Exercise inputs:
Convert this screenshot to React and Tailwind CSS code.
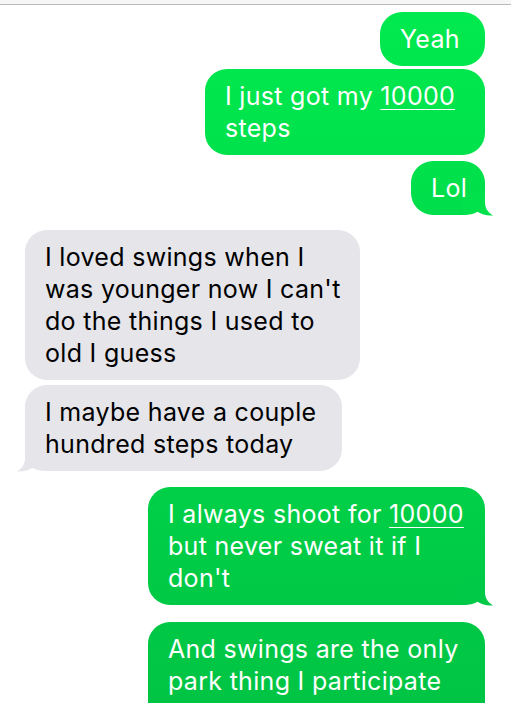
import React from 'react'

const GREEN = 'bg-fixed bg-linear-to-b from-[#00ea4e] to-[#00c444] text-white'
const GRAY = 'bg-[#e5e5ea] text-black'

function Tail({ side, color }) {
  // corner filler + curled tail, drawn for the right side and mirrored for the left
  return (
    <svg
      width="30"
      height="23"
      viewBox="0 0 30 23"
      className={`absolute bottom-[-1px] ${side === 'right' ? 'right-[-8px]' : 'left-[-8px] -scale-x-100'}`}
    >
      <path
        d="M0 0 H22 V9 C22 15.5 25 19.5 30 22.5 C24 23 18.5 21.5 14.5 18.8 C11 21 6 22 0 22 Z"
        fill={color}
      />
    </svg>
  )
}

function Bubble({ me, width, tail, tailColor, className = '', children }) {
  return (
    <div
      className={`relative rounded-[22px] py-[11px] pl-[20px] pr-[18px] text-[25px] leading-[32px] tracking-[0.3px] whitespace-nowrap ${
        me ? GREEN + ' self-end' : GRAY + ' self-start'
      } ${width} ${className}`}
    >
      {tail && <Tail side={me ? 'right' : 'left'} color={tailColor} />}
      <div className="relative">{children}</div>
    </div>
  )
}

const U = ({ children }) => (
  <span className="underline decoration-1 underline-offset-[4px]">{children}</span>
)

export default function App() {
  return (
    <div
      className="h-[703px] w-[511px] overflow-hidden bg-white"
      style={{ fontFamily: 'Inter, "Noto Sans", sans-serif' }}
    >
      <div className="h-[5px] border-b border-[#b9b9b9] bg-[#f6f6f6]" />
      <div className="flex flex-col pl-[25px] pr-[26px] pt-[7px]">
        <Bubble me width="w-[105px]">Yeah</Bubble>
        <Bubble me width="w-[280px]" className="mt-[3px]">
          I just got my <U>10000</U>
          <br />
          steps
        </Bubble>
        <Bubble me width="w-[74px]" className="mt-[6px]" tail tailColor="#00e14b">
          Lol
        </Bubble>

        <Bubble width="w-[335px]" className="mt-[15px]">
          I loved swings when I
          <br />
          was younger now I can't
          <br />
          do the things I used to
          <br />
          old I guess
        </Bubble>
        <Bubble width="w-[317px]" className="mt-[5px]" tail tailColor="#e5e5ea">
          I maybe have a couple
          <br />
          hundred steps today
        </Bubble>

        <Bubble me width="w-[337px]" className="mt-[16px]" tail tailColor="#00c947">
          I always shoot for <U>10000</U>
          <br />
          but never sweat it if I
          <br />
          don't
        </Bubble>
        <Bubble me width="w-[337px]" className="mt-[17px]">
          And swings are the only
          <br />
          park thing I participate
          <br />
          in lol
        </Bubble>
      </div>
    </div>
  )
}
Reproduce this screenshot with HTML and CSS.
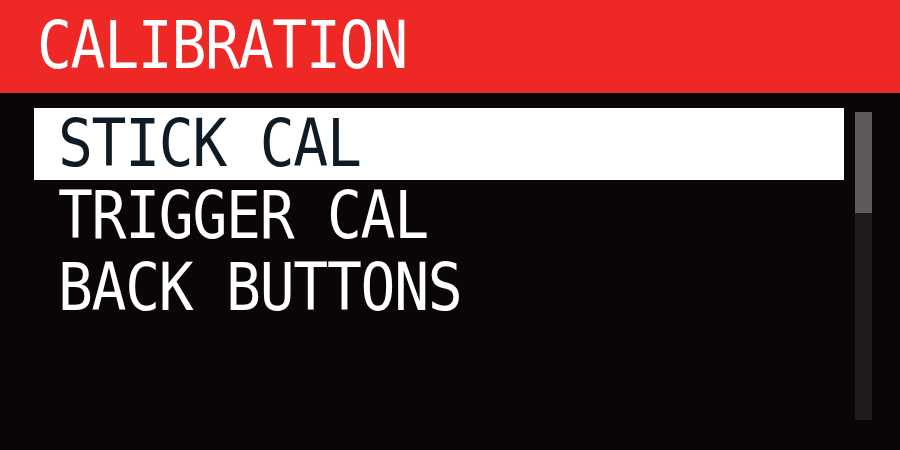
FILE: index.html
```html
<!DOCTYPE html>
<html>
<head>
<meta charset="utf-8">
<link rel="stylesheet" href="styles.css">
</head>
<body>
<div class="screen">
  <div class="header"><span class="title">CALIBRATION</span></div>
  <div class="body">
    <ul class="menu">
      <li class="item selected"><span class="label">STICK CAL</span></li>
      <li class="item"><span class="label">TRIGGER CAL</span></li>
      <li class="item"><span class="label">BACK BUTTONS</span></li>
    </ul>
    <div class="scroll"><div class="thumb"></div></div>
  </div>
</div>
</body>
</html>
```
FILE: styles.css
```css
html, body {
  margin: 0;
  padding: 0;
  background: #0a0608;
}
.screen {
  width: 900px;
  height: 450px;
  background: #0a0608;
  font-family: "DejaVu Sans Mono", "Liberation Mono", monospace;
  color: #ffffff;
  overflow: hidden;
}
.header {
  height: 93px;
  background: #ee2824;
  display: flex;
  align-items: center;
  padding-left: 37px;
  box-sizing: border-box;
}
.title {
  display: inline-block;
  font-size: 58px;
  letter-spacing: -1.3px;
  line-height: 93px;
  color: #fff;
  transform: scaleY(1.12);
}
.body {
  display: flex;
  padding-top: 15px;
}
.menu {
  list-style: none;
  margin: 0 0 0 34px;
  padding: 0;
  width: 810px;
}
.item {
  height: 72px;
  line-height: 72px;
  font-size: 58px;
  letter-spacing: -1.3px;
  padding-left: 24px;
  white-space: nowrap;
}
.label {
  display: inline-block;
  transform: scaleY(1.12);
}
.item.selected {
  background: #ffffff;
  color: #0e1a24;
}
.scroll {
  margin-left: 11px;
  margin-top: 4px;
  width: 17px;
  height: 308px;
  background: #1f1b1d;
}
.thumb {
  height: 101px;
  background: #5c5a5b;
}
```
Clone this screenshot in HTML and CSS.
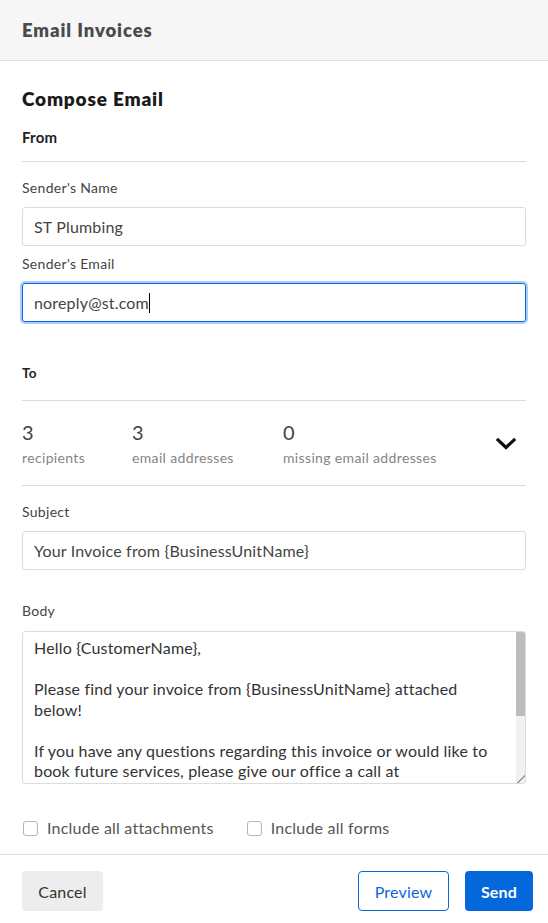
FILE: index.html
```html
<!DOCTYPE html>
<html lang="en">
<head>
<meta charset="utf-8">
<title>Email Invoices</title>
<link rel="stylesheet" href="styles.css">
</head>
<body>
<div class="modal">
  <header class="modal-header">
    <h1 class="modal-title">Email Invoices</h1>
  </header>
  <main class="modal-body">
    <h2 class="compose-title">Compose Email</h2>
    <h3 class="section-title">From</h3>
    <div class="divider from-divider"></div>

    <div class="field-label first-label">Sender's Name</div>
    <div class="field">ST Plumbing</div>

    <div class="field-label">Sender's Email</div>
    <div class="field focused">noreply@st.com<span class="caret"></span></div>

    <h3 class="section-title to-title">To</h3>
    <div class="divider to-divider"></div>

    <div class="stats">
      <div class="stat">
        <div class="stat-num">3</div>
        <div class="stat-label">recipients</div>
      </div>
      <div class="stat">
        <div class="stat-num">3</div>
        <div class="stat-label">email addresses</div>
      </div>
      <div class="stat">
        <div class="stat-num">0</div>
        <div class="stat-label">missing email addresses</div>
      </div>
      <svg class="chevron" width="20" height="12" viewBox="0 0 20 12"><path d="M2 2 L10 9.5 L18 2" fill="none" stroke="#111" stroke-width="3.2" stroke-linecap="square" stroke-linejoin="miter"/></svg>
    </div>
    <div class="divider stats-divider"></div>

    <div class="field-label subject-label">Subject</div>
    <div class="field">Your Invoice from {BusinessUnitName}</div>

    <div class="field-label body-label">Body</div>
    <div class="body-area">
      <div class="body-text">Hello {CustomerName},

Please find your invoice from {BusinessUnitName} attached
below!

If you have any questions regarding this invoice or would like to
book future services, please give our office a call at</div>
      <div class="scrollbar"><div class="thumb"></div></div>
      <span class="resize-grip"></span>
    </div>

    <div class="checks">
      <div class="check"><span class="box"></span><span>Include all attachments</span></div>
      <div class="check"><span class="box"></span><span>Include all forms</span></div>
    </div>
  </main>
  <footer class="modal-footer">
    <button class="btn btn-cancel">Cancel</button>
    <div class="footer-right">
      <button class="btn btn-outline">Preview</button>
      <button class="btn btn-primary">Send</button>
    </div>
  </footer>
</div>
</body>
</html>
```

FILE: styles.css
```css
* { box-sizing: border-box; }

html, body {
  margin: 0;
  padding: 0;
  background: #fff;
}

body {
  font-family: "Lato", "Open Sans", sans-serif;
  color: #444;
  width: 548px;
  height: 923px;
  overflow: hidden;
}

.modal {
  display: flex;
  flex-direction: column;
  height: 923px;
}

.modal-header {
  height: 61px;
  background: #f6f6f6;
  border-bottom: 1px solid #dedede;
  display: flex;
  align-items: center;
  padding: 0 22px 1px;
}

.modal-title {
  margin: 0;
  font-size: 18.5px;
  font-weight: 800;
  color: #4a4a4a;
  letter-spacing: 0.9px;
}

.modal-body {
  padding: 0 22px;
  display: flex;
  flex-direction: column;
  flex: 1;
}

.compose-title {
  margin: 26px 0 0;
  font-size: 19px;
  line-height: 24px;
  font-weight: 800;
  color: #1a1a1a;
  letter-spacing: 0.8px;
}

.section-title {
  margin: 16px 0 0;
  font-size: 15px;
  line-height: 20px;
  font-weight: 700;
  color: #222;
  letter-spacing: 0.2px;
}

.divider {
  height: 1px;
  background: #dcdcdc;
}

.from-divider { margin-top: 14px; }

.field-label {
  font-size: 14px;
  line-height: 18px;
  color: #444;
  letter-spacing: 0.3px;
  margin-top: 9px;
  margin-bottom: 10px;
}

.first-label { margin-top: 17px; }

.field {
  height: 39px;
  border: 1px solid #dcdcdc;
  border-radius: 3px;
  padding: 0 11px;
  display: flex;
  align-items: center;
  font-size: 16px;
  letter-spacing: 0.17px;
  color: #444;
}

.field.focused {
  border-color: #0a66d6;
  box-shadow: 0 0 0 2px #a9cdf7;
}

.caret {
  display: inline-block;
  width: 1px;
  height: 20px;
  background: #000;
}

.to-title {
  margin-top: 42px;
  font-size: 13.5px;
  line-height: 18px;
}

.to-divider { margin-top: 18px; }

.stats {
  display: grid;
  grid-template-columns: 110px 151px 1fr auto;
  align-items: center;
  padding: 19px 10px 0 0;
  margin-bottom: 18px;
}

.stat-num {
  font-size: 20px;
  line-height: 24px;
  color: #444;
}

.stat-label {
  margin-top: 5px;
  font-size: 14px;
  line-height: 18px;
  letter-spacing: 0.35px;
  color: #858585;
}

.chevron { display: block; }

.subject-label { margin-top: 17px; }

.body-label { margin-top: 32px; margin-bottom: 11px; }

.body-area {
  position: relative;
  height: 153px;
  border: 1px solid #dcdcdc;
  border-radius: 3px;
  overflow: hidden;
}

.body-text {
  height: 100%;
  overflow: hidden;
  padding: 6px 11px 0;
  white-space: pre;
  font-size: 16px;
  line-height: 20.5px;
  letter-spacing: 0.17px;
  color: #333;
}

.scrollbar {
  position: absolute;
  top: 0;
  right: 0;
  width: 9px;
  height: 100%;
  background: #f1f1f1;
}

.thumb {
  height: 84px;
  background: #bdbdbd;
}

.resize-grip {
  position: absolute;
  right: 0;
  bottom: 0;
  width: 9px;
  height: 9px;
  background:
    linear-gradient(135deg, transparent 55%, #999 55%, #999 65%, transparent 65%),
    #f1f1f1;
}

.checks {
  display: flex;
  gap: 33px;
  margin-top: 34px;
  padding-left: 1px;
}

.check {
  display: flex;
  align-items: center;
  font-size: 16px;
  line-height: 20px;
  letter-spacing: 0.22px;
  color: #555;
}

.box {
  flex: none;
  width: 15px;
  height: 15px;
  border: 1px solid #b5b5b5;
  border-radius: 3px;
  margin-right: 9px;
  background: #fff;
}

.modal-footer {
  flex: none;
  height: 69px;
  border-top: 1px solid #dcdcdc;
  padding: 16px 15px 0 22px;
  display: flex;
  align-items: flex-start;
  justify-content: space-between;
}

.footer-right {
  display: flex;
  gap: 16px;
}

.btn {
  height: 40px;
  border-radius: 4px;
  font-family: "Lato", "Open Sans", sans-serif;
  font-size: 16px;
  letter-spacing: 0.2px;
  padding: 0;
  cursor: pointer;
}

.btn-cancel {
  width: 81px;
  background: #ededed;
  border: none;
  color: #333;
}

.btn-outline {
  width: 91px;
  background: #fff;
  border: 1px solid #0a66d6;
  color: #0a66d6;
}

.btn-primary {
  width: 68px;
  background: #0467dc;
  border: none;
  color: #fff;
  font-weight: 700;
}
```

The problem: Please repeat exactly the data above from its first line to the line that contains "const GRAY = 'bg-[#e5e5ea] text-black'", inclusive, and leave every picture out.

Output below:
Convert this screenshot to React and Tailwind CSS code.
import React from 'react'

const GREEN = 'bg-fixed bg-linear-to-b from-[#00ea4e] to-[#00c444] text-white'
const GRAY = 'bg-[#e5e5ea] text-black'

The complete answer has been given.